Scan the entries below and extract each line with the word "React" in it.
--- START OF GIVEN RECORDS ---
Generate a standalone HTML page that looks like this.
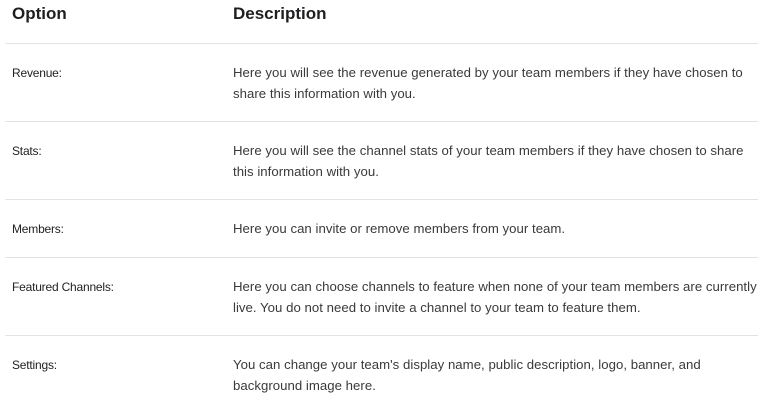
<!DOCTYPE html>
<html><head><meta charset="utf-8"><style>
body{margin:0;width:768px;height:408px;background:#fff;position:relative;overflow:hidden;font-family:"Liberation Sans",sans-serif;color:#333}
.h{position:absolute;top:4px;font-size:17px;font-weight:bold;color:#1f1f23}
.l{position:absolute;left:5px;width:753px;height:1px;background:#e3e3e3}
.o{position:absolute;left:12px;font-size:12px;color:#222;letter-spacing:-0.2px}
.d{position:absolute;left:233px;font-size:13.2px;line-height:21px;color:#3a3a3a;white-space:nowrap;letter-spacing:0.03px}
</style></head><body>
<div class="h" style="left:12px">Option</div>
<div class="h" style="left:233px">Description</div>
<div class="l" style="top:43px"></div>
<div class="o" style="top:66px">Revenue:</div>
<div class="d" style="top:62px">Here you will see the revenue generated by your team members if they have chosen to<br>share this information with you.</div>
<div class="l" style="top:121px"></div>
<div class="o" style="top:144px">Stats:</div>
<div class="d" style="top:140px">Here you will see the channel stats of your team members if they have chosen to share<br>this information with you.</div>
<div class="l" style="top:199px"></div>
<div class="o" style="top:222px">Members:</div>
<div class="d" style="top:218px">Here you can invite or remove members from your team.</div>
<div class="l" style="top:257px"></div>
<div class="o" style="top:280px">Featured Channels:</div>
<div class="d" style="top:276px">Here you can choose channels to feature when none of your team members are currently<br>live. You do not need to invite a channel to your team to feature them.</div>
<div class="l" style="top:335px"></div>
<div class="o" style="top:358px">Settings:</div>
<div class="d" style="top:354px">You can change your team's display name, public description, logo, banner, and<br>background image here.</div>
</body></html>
--- END OF GIVEN RECORDS ---
--- START OF GIVEN RECORDS ---
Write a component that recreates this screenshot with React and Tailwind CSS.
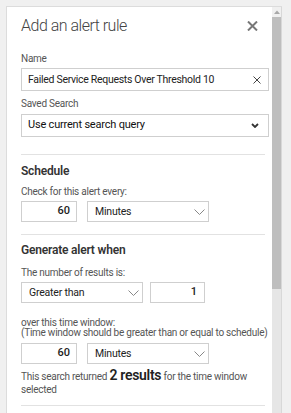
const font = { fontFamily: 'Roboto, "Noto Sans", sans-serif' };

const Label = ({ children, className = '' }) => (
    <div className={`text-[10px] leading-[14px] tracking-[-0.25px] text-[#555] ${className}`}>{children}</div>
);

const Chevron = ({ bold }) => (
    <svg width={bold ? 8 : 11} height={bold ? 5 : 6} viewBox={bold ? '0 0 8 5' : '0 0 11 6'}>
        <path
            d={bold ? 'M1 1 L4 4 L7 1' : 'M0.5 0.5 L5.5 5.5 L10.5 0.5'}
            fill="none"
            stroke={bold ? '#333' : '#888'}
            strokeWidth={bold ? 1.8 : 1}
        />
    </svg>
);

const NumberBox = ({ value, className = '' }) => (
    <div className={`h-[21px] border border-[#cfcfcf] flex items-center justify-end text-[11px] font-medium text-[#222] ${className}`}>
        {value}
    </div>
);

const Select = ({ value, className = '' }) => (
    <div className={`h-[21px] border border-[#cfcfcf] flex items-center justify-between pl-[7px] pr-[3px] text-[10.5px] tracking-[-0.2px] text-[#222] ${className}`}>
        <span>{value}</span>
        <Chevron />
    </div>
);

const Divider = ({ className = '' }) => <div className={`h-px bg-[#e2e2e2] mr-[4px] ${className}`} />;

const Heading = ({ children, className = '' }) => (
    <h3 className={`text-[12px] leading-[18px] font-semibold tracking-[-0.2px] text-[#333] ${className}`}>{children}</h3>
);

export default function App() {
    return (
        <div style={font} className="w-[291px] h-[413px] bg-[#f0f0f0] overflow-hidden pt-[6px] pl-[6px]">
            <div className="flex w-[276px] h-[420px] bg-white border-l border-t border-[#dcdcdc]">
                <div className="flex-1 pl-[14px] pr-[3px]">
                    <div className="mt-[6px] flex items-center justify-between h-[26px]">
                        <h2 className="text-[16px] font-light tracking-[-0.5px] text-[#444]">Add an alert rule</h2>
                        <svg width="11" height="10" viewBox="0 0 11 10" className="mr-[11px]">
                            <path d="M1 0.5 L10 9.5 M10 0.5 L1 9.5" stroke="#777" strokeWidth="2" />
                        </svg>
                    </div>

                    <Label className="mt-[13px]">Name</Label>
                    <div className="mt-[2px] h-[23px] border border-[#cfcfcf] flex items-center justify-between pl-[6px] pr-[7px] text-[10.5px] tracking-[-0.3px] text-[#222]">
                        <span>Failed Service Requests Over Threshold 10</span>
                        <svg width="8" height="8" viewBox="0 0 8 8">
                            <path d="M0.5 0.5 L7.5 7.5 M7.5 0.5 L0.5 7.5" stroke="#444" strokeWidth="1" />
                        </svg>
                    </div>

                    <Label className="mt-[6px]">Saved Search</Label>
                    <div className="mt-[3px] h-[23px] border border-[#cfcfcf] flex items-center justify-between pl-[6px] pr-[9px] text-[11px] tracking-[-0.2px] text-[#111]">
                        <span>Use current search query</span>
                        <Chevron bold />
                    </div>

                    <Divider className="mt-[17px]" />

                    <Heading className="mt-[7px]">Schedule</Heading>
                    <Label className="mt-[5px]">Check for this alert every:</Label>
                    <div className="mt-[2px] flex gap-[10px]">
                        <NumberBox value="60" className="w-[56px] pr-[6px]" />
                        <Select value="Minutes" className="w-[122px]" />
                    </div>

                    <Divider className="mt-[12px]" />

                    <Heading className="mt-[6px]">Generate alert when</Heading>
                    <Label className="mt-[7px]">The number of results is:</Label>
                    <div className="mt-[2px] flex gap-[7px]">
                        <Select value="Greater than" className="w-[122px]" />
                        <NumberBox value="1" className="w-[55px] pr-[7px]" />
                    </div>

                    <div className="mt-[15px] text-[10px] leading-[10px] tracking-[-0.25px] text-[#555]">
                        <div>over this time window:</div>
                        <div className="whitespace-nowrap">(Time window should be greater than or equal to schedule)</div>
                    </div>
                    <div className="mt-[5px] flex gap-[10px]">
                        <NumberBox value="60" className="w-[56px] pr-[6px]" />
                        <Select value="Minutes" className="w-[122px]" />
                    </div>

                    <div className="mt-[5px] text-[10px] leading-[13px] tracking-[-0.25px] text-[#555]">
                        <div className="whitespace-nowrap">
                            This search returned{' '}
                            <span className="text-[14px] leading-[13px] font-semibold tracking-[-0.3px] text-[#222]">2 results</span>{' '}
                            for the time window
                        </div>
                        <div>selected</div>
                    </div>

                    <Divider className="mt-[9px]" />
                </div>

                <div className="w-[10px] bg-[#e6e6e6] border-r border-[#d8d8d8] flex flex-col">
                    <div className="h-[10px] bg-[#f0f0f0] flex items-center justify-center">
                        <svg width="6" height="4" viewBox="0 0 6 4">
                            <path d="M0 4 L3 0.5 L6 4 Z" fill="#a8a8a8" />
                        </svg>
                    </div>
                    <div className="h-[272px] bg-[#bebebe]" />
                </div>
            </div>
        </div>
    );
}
--- END OF GIVEN RECORDS ---
--- START OF GIVEN RECORDS ---
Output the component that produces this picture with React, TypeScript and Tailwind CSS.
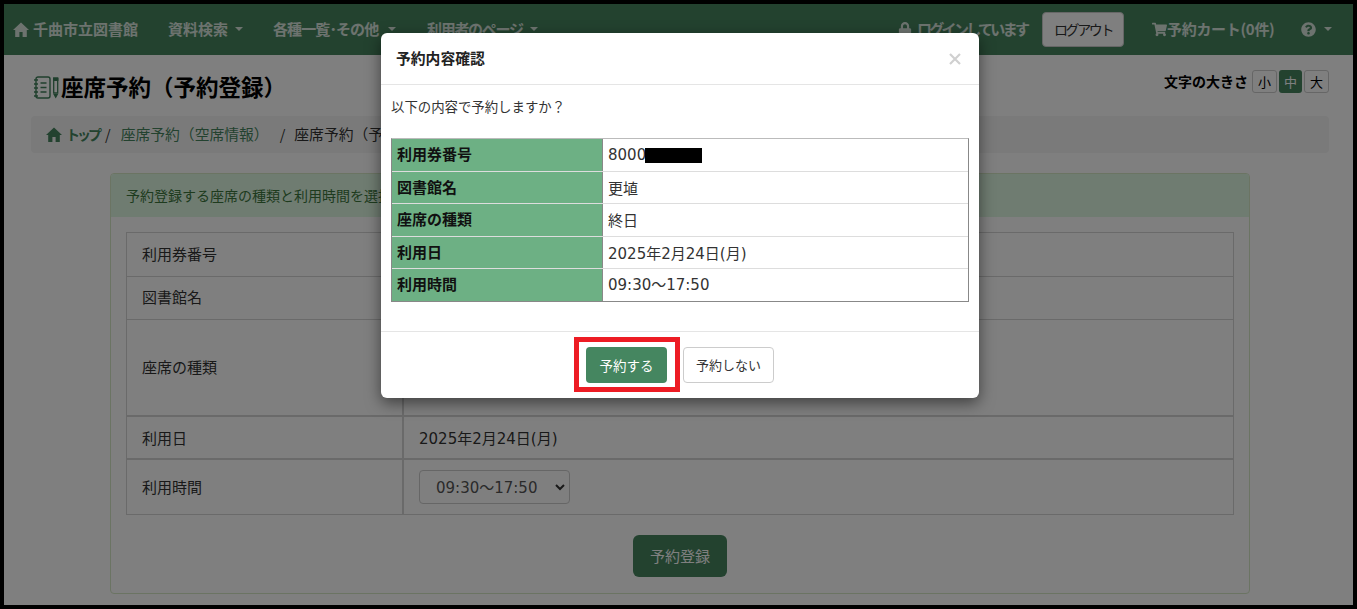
--- END OF GIVEN RECORDS ---
→ FULL SOLUTION
Write a component that recreates this screenshot with React and Tailwind CSS.
Output the component that produces this picture with React, TypeScript and Tailwind CSS.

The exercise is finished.